AVAILABLE RECORDS:

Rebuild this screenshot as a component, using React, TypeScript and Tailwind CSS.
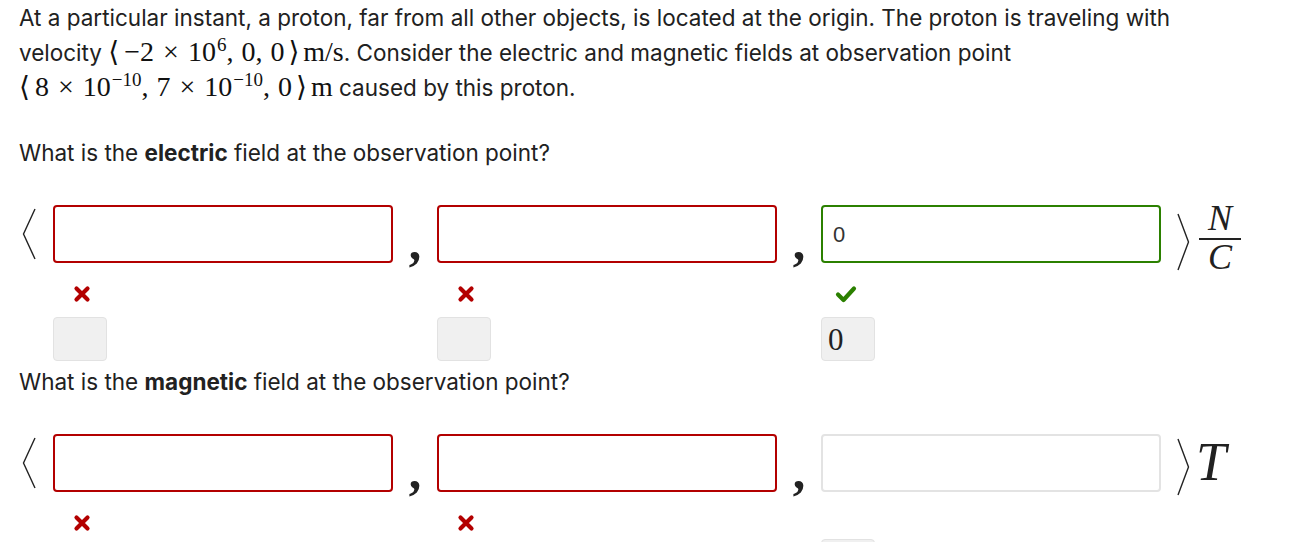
import React from "react";

const serif = { fontFamily: '"Liberation Serif", "DejaVu Serif", serif' };

const Cross = () => (
  <svg width="18" height="18" viewBox="0 0 18 18">
    <path d="M3.5 3.5 L14.5 14.5 M14.5 3.5 L3.5 14.5" stroke="#b30000" strokeWidth="4.2" strokeLinecap="round" />
  </svg>
);

const Check = () => (
  <svg width="22" height="18" viewBox="0 0 22 18">
    <path d="M3 9.5 L8.5 15 L19 3.5" fill="none" stroke="#2b8000" strokeWidth="4.2" strokeLinecap="round" strokeLinejoin="round" />
  </svg>
);

const LAngle = () => (
  <div className="w-[34px] shrink-0">
    <svg width="34" height="62" viewBox="0 0 34 62" className="block">
      <polyline points="16,4 4.5,29 16,54" fill="none" stroke="#222" strokeWidth="1.4" />
    </svg>
  </div>
);

const RAngle = ({ top }: { top: string }) => (
  <div className={`ml-[15px] shrink-0 ${top}`}>
    <svg width="14" height="60" viewBox="0 0 14 60" className="block">
      <polyline points="2,1 12.5,29 2,57" fill="none" stroke="#222" strokeWidth="1.4" />
    </svg>
  </div>
);

const Comma = () => (
  <div className="w-[44px] shrink-0 flex justify-center">
    <span className="text-[50px] leading-none pt-[12px] font-bold text-[#222]" style={serif}>
      ,
    </span>
  </div>
);

const Times = () => <span className="mx-[9px]">×</span>;
const Sep = () => <span className="mr-[8px]">,</span>;
const Sup = ({ children }: { children: React.ReactNode }) => (
  <sup className="text-[19px] relative top-[-10px] ml-[1px]">{children}</sup>
);
const LA = () => <span className="mr-[5px]">⟨</span>;
const RA = () => <span className="mx-[4px]">⟩</span>;

type ColProps = {
  state: "wrong" | "right" | "empty";
  value?: string;
  answer?: string | null;
  noIcon?: boolean;
};

const Col = ({ state, value, answer, noIcon }: ColProps) => {
  const border =
    state === "wrong"
      ? "border-[#b30000]"
      : state === "right"
      ? "border-[#2b8000]"
      : "border-[#e3e3e3]";
  return (
    <div className="w-[340px] shrink-0 flex flex-col">
      <div
        className={`h-[58px] w-[340px] rounded-[4px] border-2 ${border} bg-white flex items-center pl-[10px] text-[22px] text-[#333]`}
        style={{ fontFamily: '"Liberation Sans", Arial, sans-serif' }}
      >
        {value}
      </div>
      {noIcon ? null : (
        <div className={`mt-[22px] h-[18px] ${state === "right" ? "pl-[14px]" : "pl-[20px]"}`}>
          {state === "right" ? <Check /> : <Cross />}
        </div>
      )}
      {answer !== null && (
        <div
          className={`${noIcon ? "mt-[47px]" : "mt-[14px]"} h-[44px] w-[54px] rounded-[4px] border border-[#e2e2e2] bg-[#f0f0f0] flex items-center pl-[6px] text-[31px] text-[#222]`}
          style={serif}
        >
          {answer}
        </div>
      )}
    </div>
  );
};

export default function App() {
  return (
    <div
      className="bg-white min-h-screen pl-[19px] text-[22.5px] leading-[35px] text-[#212121]"
      style={{ fontFamily: 'Inter, "Noto Sans", sans-serif' }}
    >
      <p>
        At a particular instant, a proton, far from all other objects, is located at the origin. The proton is traveling with
        <br />
        velocity{" "}
        <span className="text-[28px] leading-[20px] text-[#111]" style={serif}>
          <LA />−2<Times />10<Sup>6</Sup><Sep />0<Sep />0<RA />m/s
        </span>
        . Consider the electric and magnetic fields at observation point
        <br />
        <span className="text-[28px] leading-[20px] text-[#111]" style={serif}>
          <LA />8<Times />10<Sup>−10</Sup><Sep />7<Times />10<Sup>−10</Sup><Sep />0<RA />m
        </span>{" "}
        caused by this proton.
      </p>

      <p className="mt-[30px]">
        What is the <b className="font-bold">electric</b> field at the observation point?
      </p>

      <div className="mt-[35px] flex items-start">
        <LAngle />
        <Col state="wrong" answer="" />
        <Comma />
        <Col state="wrong" answer="" />
        <Comma />
        <Col state="right" value="0" answer="0" />
        <RAngle top="mt-[8px]" />
        <div className="ml-[8px] flex flex-col items-center w-[44px]" style={serif}>
          <span className="italic text-[36px] leading-[30px] mt-[-2px]">N</span>
          <div className="h-[2px] w-[42px] bg-[#222] mt-[5px]" />
          <span className="italic text-[36px] leading-[30px] mt-[2px]">C</span>
        </div>
      </div>

      <p className="mt-[3px]">
        What is the <b className="font-bold">magnetic</b> field at the observation point?
      </p>

      <div className="mt-[35px] flex items-start">
        <LAngle />
        <Col state="wrong" answer="" />
        <Comma />
        <Col state="wrong" answer="" />
        <Comma />
        <Col state="empty" answer="" noIcon />
        <RAngle top="mt-[4px]" />
        <span className="italic text-[54px] leading-[52px] ml-[6px] mt-[2px]" style={serif}>
          T
        </span>
      </div>
    </div>
  );
}
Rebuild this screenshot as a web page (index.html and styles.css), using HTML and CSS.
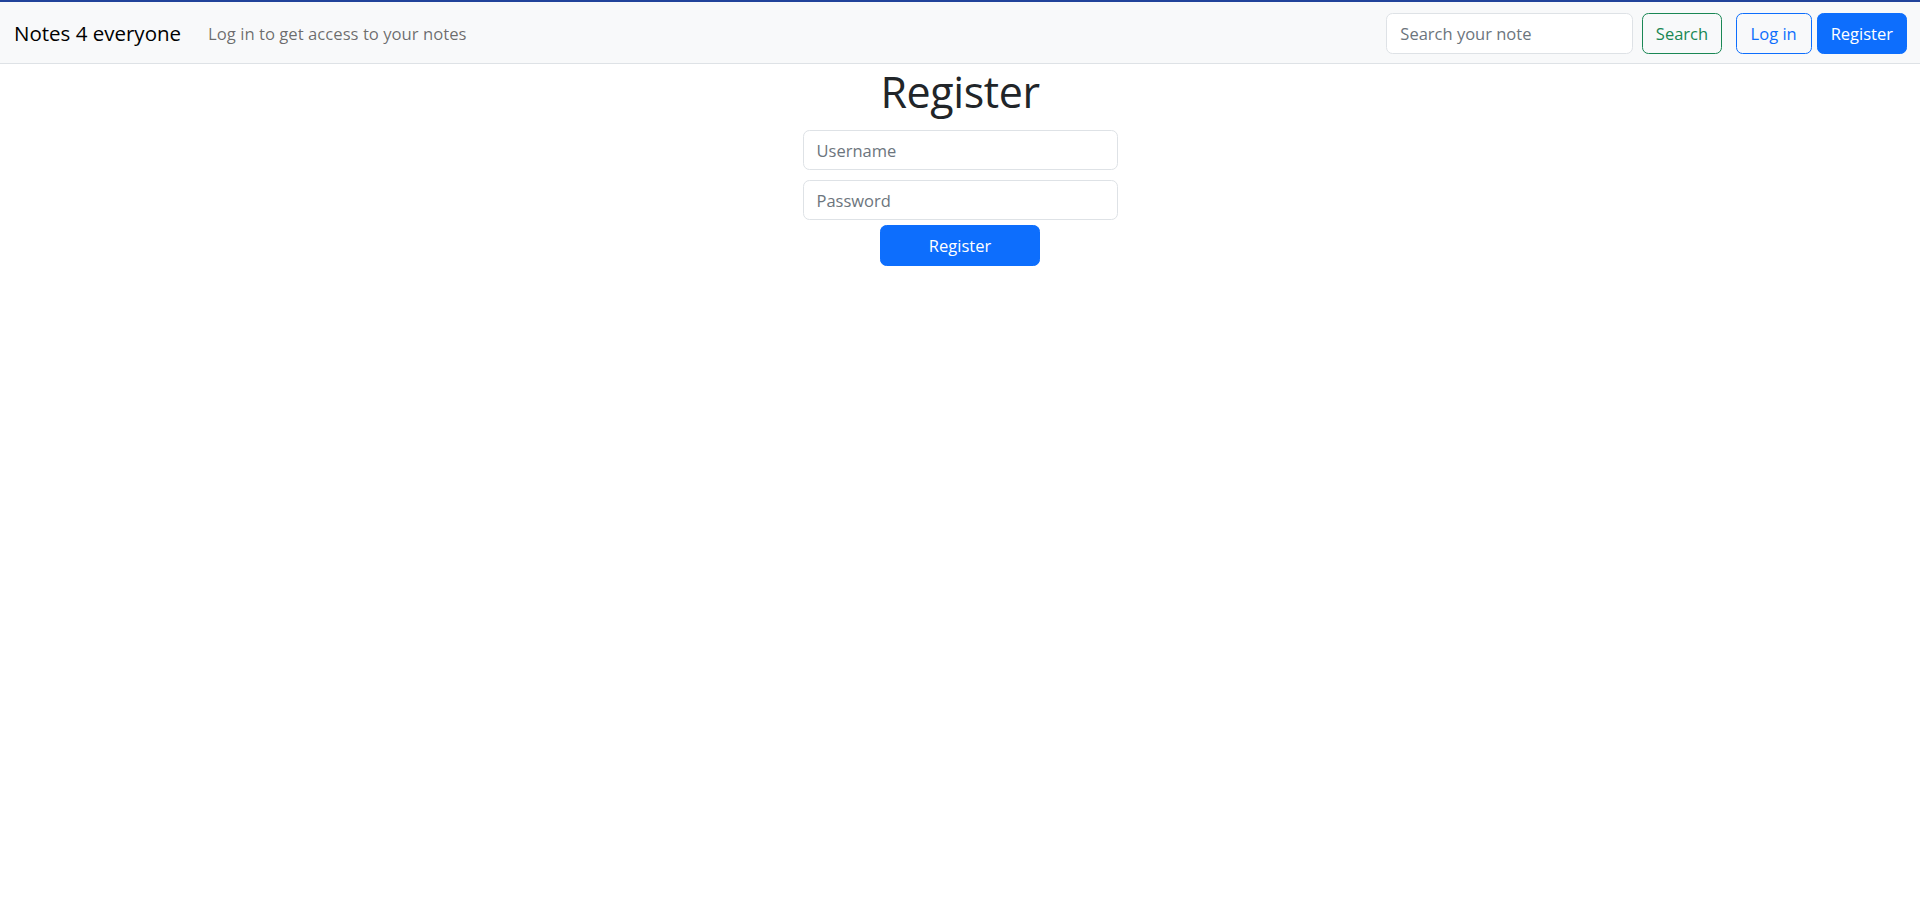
FILE: index.html
```html
<!DOCTYPE html>
<html lang="en">
<head>
<meta charset="utf-8">
<title>Notes 4 everyone - Register</title>
<link rel="stylesheet" href="styles.css">
</head>
<body>
<nav class="navbar">
  <a class="brand" href="#">Notes 4 everyone</a>
  <span class="navbar-text">Log in to get access to your notes</span>
  <div class="nav-right">
    <form class="search-form">
      <input class="control search-input" type="search" placeholder="Search your note">
      <button class="btn btn-outline-success btn-search" type="button">Search</button>
    </form>
    <div class="auth">
      <button class="btn btn-outline-primary btn-login" type="button">Log in</button>
      <button class="btn btn-primary" type="button">Register</button>
    </div>
  </div>
</nav>
<main class="main">
  <h1 class="title">Register</h1>
  <form class="register-form">
    <input class="control field" type="text" placeholder="Username">
    <input class="control field" type="password" placeholder="Password">
    <button class="btn btn-primary submit" type="button">Register</button>
  </form>
</main>
</body>
</html>
```
FILE: styles.css
```css
* { box-sizing: border-box; }
html, body { margin: 0; padding: 0; }
body {
  font-family: "Open Sans", "Noto Sans", sans-serif;
  font-size: 17px;
  color: #212529;
  background: #fff;
}
.navbar {
  display: flex;
  align-items: center;
  height: 64px;
  border-top: 2px solid #21439a;
  border-bottom: 1px solid #dee2e6;
  background: #f8f9fa;
  padding: 1px 13px 0 14px;
}
.brand {
  font-size: 20.5px;
  color: #000;
  text-decoration: none;
  margin-right: 27px;
}
.navbar-text {
  color: rgba(0, 0, 0, 0.58);
  font-size: 16.7px;
}
.nav-right {
  margin-left: auto;
  display: flex;
  align-items: center;
  gap: 14px;
}
.search-form {
  display: flex;
  align-items: center;
  gap: 9px;
  margin: 0;
}
.auth {
  display: flex;
  gap: 5px;
}
.control {
  font-family: inherit;
  font-size: 16.5px;
  height: 41px;
  padding: 0 13px;
  border: 1px solid #dee2e6;
  border-radius: 6.5px;
  background: #fff;
  color: #212529;
  outline: none;
}
.control::placeholder { color: #6c757d; }
.search-input { width: 247px; }
.btn {
  font-family: inherit;
  font-size: 16.5px;
  height: 41px;
  padding: 0 13px;
  border-radius: 6.5px;
  border: 1px solid transparent;
  background: transparent;
  cursor: pointer;
}
.btn-search { padding: 0 12.5px; }
.btn-login { padding: 0 14px; }
.btn-outline-success { color: #198754; border-color: #198754; }
.btn-outline-primary { color: #0d6efd; border-color: #0d6efd; }
.btn-primary { color: #fff; background: #0d6efd; border-color: #0d6efd; }
.main {
  display: flex;
  flex-direction: column;
  align-items: center;
}
.title {
  font-size: 43px;
  font-weight: 400;
  line-height: 56px;
  letter-spacing: -0.4px;
  margin: 0;
  color: #212529;
}
.register-form {
  width: 315px;
  margin-top: 10px;
  display: flex;
  flex-direction: column;
  align-items: center;
}
.field { width: 100%; height: 40px; margin-bottom: 10px; }
.field + .field { margin-bottom: 5px; }
.submit { width: 160px; height: 41px; }
```
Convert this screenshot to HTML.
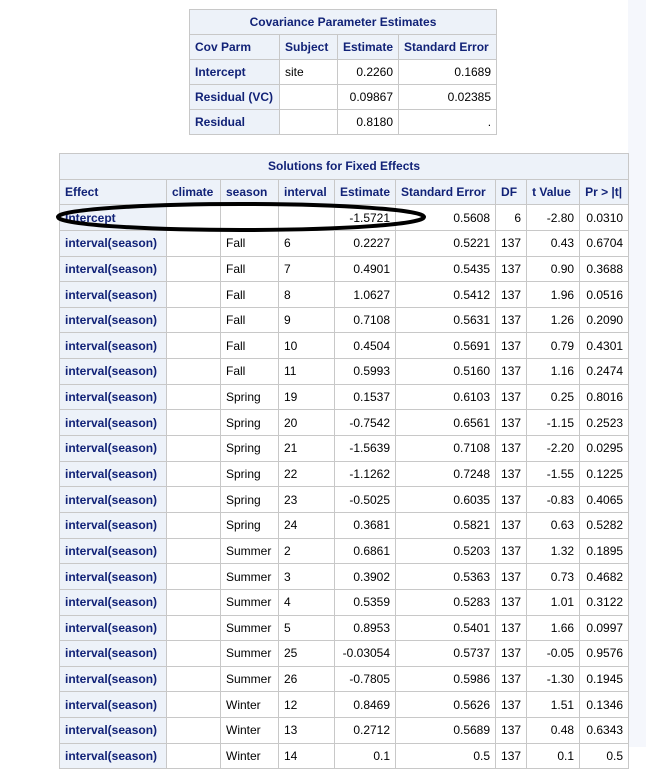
<!DOCTYPE html>
<html><head><style>
body{margin:0;width:646px;height:747px;overflow:hidden;background:#fff;font-family:"Liberation Sans",Arial,sans-serif;font-size:12px;position:relative}
.strip{position:absolute;left:628px;top:0;width:18px;height:747px;background:#f5f7fc}
table{position:absolute;border-collapse:collapse;table-layout:fixed;background:#fff}
td{border:1px solid #c8c8c8;padding:0 5px;height:24px;white-space:nowrap;overflow:hidden;color:#000}
.h{background:#edf2f9;color:#112277;font-weight:bold}
.t{text-align:center}
.r{text-align:right}
#t1{left:189px;top:9px}
#t2{left:59px;top:153px}
#t2 td{height:24.65px}
</style></head><body>
<div class="strip"></div>
<table id="t1">
<colgroup><col style="width:90px"><col style="width:58px"><col style="width:58px"><col style="width:98px"></colgroup>
<tr><td class="h t" colspan="4" style="height:24px">Covariance Parameter Estimates</td></tr>
<tr><td class="h">Cov Parm</td><td class="h">Subject</td><td class="h">Estimate</td><td class="h">Standard Error</td></tr>
<tr><td class="h">Intercept</td><td>site</td><td class="r">0.2260</td><td class="r">0.1689</td></tr>
<tr><td class="h">Residual (VC)</td><td></td><td class="r">0.09867</td><td class="r">0.02385</td></tr>
<tr><td class="h">Residual</td><td></td><td class="r">0.8180</td><td class="r">.</td></tr>
</table>
<table id="t2">
<colgroup><col style="width:107px"><col style="width:54px"><col style="width:58px"><col style="width:56px"><col style="width:60px"><col style="width:100px"><col style="width:30px"><col style="width:53px"><col style="width:49px"></colgroup>
<tr><td class="h t" colspan="9">Solutions for Fixed Effects</td></tr>
<tr><td class="h">Effect</td><td class="h">climate</td><td class="h">season</td><td class="h">interval</td><td class="h">Estimate</td><td class="h">Standard Error</td><td class="h">DF</td><td class="h">t Value</td><td class="h">Pr &gt; |t|</td></tr>
<tr><td class="h">Intercept</td><td></td><td></td><td></td><td class="r">-1.5721</td><td class="r">0.5608</td><td class="r">6</td><td class="r">-2.80</td><td class="r">0.0310</td></tr>
<tr><td class="h">interval(season)</td><td></td><td>Fall</td><td>6</td><td class="r">0.2227</td><td class="r">0.5221</td><td class="r">137</td><td class="r">0.43</td><td class="r">0.6704</td></tr>
<tr><td class="h">interval(season)</td><td></td><td>Fall</td><td>7</td><td class="r">0.4901</td><td class="r">0.5435</td><td class="r">137</td><td class="r">0.90</td><td class="r">0.3688</td></tr>
<tr><td class="h">interval(season)</td><td></td><td>Fall</td><td>8</td><td class="r">1.0627</td><td class="r">0.5412</td><td class="r">137</td><td class="r">1.96</td><td class="r">0.0516</td></tr>
<tr><td class="h">interval(season)</td><td></td><td>Fall</td><td>9</td><td class="r">0.7108</td><td class="r">0.5631</td><td class="r">137</td><td class="r">1.26</td><td class="r">0.2090</td></tr>
<tr><td class="h">interval(season)</td><td></td><td>Fall</td><td>10</td><td class="r">0.4504</td><td class="r">0.5691</td><td class="r">137</td><td class="r">0.79</td><td class="r">0.4301</td></tr>
<tr><td class="h">interval(season)</td><td></td><td>Fall</td><td>11</td><td class="r">0.5993</td><td class="r">0.5160</td><td class="r">137</td><td class="r">1.16</td><td class="r">0.2474</td></tr>
<tr><td class="h">interval(season)</td><td></td><td>Spring</td><td>19</td><td class="r">0.1537</td><td class="r">0.6103</td><td class="r">137</td><td class="r">0.25</td><td class="r">0.8016</td></tr>
<tr><td class="h">interval(season)</td><td></td><td>Spring</td><td>20</td><td class="r">-0.7542</td><td class="r">0.6561</td><td class="r">137</td><td class="r">-1.15</td><td class="r">0.2523</td></tr>
<tr><td class="h">interval(season)</td><td></td><td>Spring</td><td>21</td><td class="r">-1.5639</td><td class="r">0.7108</td><td class="r">137</td><td class="r">-2.20</td><td class="r">0.0295</td></tr>
<tr><td class="h">interval(season)</td><td></td><td>Spring</td><td>22</td><td class="r">-1.1262</td><td class="r">0.7248</td><td class="r">137</td><td class="r">-1.55</td><td class="r">0.1225</td></tr>
<tr><td class="h">interval(season)</td><td></td><td>Spring</td><td>23</td><td class="r">-0.5025</td><td class="r">0.6035</td><td class="r">137</td><td class="r">-0.83</td><td class="r">0.4065</td></tr>
<tr><td class="h">interval(season)</td><td></td><td>Spring</td><td>24</td><td class="r">0.3681</td><td class="r">0.5821</td><td class="r">137</td><td class="r">0.63</td><td class="r">0.5282</td></tr>
<tr><td class="h">interval(season)</td><td></td><td>Summer</td><td>2</td><td class="r">0.6861</td><td class="r">0.5203</td><td class="r">137</td><td class="r">1.32</td><td class="r">0.1895</td></tr>
<tr><td class="h">interval(season)</td><td></td><td>Summer</td><td>3</td><td class="r">0.3902</td><td class="r">0.5363</td><td class="r">137</td><td class="r">0.73</td><td class="r">0.4682</td></tr>
<tr><td class="h">interval(season)</td><td></td><td>Summer</td><td>4</td><td class="r">0.5359</td><td class="r">0.5283</td><td class="r">137</td><td class="r">1.01</td><td class="r">0.3122</td></tr>
<tr><td class="h">interval(season)</td><td></td><td>Summer</td><td>5</td><td class="r">0.8953</td><td class="r">0.5401</td><td class="r">137</td><td class="r">1.66</td><td class="r">0.0997</td></tr>
<tr><td class="h">interval(season)</td><td></td><td>Summer</td><td>25</td><td class="r">-0.03054</td><td class="r">0.5737</td><td class="r">137</td><td class="r">-0.05</td><td class="r">0.9576</td></tr>
<tr><td class="h">interval(season)</td><td></td><td>Summer</td><td>26</td><td class="r">-0.7805</td><td class="r">0.5986</td><td class="r">137</td><td class="r">-1.30</td><td class="r">0.1945</td></tr>
<tr><td class="h">interval(season)</td><td></td><td>Winter</td><td>12</td><td class="r">0.8469</td><td class="r">0.5626</td><td class="r">137</td><td class="r">1.51</td><td class="r">0.1346</td></tr>
<tr><td class="h">interval(season)</td><td></td><td>Winter</td><td>13</td><td class="r">0.2712</td><td class="r">0.5689</td><td class="r">137</td><td class="r">0.48</td><td class="r">0.6343</td></tr>
<tr><td class="h">interval(season)</td><td></td><td>Winter</td><td>14</td><td class="r">0.1</td><td class="r">0.5</td><td class="r">137</td><td class="r">0.1</td><td class="r">0.5</td></tr>
</table>
<svg style="position:absolute;left:0;top:0" width="646" height="747"><ellipse cx="241" cy="217" rx="183" ry="13" fill="none" stroke="#000" stroke-width="4"/></svg>
</body></html>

SHORT PROBLEM:
Gather and copy every line of the data in which the string "React" is found.

PROBLEM SOLUTION:
Rebuild this screenshot as a component, using React, TypeScript and Tailwind CSS.
import React from "react";
const Sup = ({ children }: { children: React.ReactNode }) => (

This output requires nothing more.